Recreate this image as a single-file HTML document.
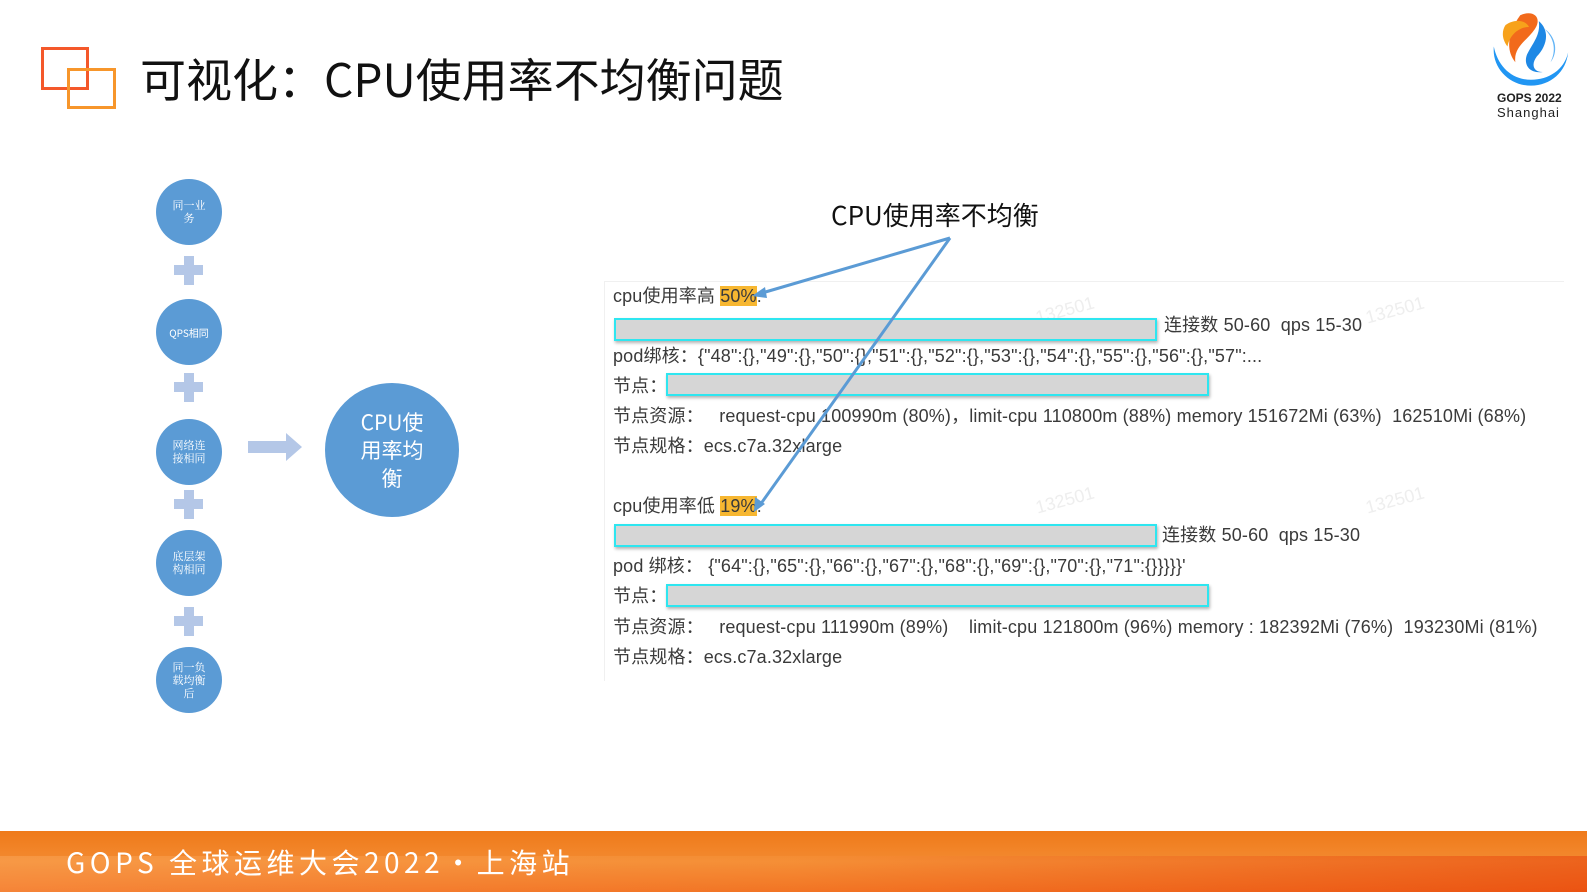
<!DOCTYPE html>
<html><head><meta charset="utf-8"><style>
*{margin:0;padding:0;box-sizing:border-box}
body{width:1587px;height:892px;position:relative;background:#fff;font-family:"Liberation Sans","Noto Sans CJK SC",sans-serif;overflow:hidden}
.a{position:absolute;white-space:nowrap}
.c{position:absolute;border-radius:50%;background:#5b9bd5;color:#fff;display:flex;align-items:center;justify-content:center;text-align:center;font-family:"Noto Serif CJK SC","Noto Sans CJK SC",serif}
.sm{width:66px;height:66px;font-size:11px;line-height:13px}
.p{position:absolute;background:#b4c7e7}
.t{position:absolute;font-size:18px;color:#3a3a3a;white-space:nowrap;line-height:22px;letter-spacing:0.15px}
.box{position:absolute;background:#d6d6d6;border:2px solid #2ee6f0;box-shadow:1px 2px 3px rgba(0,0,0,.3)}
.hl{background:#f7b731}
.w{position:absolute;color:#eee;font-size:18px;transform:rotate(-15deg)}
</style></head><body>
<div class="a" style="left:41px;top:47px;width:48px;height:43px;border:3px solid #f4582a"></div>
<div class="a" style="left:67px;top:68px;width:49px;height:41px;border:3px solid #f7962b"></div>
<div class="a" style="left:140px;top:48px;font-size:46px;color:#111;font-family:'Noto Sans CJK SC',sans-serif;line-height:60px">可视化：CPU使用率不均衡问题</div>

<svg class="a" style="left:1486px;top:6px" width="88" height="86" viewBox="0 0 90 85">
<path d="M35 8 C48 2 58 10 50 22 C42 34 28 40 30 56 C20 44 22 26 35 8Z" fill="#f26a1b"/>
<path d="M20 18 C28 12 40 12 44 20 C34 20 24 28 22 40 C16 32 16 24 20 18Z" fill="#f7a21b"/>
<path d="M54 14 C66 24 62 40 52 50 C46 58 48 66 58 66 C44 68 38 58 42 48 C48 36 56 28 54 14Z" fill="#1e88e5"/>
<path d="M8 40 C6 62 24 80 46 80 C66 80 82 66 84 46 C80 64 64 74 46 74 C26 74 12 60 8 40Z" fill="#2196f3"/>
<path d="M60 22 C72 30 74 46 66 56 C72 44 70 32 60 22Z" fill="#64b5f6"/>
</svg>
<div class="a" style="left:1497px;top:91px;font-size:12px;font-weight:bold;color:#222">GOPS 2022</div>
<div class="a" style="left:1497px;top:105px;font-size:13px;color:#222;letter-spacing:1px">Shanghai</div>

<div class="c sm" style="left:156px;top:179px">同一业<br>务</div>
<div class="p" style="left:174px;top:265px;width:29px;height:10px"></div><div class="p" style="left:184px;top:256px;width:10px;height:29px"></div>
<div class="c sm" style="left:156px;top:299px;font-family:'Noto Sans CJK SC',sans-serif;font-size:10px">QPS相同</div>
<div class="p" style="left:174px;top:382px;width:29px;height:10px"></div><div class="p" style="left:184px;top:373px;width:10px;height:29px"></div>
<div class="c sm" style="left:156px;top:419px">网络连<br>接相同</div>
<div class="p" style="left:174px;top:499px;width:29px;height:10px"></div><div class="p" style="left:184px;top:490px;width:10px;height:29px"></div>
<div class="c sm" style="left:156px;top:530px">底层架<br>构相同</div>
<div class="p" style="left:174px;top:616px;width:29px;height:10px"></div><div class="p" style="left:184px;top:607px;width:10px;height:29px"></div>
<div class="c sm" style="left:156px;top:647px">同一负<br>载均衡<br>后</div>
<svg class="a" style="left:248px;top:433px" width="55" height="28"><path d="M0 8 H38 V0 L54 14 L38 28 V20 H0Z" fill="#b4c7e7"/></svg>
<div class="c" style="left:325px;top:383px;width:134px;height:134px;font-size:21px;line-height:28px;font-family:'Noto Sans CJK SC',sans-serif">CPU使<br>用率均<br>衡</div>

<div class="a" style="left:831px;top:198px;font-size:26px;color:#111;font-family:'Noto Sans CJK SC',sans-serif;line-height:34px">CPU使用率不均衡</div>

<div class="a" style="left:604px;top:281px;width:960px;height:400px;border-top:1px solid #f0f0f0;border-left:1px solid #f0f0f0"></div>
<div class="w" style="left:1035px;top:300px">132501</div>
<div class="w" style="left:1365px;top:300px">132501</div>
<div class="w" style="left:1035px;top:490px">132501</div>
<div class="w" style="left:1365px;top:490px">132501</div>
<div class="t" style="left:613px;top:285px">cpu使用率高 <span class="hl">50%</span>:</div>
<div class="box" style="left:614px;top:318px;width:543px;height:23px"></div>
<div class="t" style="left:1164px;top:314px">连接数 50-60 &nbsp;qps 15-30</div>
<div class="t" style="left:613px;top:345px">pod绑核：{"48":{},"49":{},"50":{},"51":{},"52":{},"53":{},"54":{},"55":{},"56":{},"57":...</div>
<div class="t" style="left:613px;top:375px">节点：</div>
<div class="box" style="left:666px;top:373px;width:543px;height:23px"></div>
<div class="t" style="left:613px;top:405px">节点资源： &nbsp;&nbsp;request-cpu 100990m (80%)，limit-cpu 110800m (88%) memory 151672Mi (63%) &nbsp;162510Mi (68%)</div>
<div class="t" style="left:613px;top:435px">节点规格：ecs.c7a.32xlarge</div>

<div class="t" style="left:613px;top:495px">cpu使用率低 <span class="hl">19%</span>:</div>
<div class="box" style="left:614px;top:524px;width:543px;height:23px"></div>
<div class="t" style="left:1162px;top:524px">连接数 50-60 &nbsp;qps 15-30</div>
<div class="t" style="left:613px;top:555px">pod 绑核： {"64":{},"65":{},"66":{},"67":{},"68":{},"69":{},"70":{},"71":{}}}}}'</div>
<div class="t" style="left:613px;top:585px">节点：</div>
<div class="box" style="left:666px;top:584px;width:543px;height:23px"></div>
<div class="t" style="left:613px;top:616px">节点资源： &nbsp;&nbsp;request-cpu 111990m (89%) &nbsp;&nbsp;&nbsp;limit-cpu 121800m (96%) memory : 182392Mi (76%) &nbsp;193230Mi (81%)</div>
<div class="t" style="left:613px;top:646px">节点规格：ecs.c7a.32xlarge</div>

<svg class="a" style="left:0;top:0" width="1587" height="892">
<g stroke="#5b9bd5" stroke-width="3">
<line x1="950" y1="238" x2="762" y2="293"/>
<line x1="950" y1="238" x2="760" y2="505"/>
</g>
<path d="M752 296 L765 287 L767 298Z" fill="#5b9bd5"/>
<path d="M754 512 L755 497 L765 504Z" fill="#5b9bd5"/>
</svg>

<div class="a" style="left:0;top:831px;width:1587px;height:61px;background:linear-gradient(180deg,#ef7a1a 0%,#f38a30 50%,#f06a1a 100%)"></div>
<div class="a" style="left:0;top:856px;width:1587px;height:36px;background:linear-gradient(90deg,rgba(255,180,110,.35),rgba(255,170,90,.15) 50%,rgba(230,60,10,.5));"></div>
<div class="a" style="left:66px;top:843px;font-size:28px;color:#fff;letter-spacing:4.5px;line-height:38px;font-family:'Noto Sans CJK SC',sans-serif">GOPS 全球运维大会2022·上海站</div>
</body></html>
########
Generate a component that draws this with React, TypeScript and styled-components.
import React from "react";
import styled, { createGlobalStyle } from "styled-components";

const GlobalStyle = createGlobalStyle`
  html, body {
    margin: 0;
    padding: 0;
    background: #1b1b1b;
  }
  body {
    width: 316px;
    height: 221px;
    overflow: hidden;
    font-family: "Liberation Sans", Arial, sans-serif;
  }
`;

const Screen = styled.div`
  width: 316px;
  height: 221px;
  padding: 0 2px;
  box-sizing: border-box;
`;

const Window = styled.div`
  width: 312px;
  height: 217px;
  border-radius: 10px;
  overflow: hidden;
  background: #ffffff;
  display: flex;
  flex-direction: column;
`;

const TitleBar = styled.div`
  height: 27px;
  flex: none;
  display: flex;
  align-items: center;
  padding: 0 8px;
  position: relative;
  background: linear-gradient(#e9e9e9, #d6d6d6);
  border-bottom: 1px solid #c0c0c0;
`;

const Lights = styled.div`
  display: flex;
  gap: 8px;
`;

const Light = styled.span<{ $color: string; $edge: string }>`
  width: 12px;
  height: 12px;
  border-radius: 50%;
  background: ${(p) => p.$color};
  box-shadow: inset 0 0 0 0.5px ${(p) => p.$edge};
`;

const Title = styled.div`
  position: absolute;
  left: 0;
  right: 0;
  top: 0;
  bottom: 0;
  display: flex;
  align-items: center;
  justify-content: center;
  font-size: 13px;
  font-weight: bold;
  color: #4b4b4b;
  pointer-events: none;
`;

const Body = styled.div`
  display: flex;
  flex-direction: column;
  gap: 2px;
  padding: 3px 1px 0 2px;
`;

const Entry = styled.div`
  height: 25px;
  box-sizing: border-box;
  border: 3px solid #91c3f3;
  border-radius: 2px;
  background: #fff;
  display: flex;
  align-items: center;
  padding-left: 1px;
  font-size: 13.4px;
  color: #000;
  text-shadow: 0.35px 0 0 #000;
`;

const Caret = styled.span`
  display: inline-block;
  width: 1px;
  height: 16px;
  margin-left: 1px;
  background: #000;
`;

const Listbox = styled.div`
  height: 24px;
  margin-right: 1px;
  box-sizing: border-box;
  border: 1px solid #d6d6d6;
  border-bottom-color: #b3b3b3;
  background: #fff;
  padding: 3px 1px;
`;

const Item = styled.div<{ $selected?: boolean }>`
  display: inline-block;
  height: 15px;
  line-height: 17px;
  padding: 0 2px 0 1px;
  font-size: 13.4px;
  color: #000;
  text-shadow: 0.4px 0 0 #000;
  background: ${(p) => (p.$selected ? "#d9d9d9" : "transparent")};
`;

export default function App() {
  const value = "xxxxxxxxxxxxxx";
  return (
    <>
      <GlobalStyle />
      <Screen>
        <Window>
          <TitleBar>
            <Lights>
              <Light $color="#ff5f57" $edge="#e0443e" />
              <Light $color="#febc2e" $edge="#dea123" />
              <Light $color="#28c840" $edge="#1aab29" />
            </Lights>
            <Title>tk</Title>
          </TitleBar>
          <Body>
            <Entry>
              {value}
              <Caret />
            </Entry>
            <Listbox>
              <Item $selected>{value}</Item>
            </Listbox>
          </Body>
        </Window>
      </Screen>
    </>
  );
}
########
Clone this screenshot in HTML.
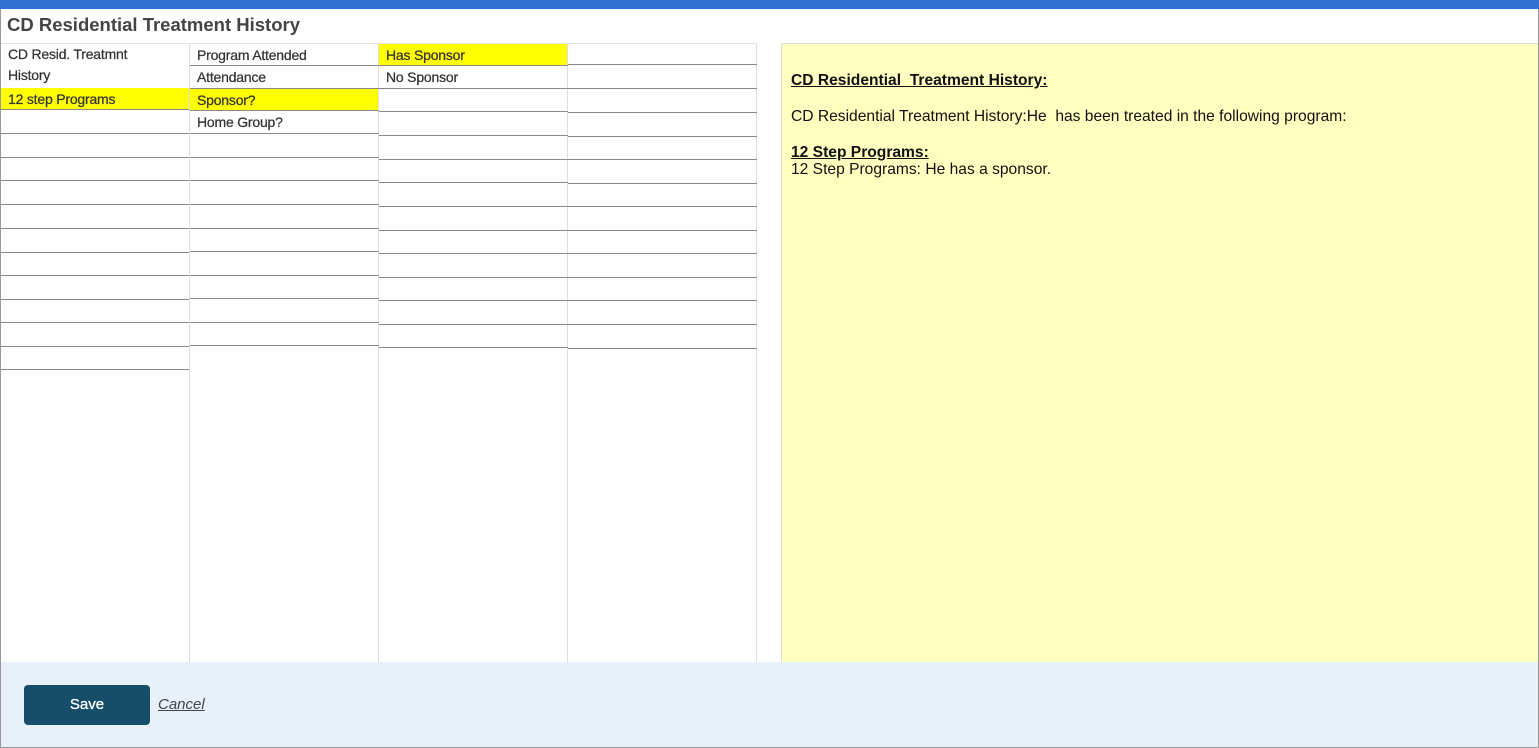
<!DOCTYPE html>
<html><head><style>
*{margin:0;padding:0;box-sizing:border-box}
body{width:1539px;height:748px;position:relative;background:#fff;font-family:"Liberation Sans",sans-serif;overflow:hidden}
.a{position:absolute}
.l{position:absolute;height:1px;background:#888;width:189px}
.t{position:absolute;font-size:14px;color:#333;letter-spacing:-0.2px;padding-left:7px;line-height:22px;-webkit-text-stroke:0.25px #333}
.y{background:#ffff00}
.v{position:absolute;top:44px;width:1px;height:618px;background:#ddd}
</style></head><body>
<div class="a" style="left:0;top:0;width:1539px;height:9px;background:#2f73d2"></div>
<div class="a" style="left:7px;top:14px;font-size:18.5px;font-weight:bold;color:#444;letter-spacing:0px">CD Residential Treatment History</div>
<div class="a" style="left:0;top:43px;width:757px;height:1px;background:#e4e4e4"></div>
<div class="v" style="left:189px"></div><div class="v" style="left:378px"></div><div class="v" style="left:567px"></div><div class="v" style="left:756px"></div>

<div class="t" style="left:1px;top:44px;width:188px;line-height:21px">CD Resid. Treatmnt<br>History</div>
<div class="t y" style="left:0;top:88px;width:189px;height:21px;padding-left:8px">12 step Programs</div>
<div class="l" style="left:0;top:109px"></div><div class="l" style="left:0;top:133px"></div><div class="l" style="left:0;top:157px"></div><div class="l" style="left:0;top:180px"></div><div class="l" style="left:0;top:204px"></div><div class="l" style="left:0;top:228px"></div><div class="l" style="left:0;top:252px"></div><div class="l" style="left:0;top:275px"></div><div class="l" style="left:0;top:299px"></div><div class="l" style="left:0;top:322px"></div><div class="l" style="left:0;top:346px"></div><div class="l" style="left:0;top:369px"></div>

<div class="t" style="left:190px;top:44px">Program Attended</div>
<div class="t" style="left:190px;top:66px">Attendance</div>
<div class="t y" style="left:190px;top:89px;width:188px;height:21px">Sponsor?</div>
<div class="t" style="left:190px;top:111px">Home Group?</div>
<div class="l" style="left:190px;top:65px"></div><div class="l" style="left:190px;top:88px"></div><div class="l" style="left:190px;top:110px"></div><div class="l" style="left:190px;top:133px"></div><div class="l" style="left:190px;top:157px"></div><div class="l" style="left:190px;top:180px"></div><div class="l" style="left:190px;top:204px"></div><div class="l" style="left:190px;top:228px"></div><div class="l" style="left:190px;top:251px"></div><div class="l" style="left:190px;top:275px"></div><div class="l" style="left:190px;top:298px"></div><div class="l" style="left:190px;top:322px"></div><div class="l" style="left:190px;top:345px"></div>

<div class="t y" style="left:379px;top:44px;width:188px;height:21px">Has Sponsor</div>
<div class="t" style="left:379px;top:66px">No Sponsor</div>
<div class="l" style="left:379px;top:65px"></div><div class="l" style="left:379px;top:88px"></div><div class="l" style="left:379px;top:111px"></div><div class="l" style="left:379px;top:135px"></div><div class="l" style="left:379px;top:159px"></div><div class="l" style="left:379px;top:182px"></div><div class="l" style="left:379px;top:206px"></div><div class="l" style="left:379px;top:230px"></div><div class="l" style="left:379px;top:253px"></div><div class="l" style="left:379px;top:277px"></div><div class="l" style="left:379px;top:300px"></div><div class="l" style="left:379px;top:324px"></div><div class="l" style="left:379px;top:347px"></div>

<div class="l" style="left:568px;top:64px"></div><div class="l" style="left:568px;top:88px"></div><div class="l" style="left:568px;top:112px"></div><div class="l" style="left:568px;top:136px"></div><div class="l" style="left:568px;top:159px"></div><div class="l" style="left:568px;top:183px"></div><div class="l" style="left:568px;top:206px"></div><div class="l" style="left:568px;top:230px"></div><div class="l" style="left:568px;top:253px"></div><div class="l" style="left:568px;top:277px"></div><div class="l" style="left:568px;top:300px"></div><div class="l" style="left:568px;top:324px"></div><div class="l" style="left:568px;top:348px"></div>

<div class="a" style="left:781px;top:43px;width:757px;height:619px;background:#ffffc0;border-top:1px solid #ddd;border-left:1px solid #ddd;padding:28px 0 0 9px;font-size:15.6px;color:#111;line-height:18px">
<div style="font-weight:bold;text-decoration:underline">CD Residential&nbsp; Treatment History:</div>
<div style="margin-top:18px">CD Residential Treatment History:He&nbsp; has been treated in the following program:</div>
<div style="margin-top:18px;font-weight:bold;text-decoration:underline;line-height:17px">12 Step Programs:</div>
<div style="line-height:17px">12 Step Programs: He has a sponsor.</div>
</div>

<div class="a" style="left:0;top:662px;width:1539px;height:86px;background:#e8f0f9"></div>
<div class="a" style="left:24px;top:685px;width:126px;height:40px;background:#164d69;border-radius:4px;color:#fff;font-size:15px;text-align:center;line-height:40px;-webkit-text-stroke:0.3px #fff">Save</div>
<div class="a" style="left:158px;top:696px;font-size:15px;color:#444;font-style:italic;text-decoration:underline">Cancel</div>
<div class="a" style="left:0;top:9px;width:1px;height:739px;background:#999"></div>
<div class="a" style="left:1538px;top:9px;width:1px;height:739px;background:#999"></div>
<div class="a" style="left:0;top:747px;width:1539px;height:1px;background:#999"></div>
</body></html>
########
• [EXERCISE OBJECTIVE]:
Look through the data above. Copy every line with the string "this" in it.

• [TASK RESPONSE]:
Recreate this image as a single-file HTML document.
Generate a component that draws this with React, TypeScript and styled-components.
Clone this screenshot in HTML.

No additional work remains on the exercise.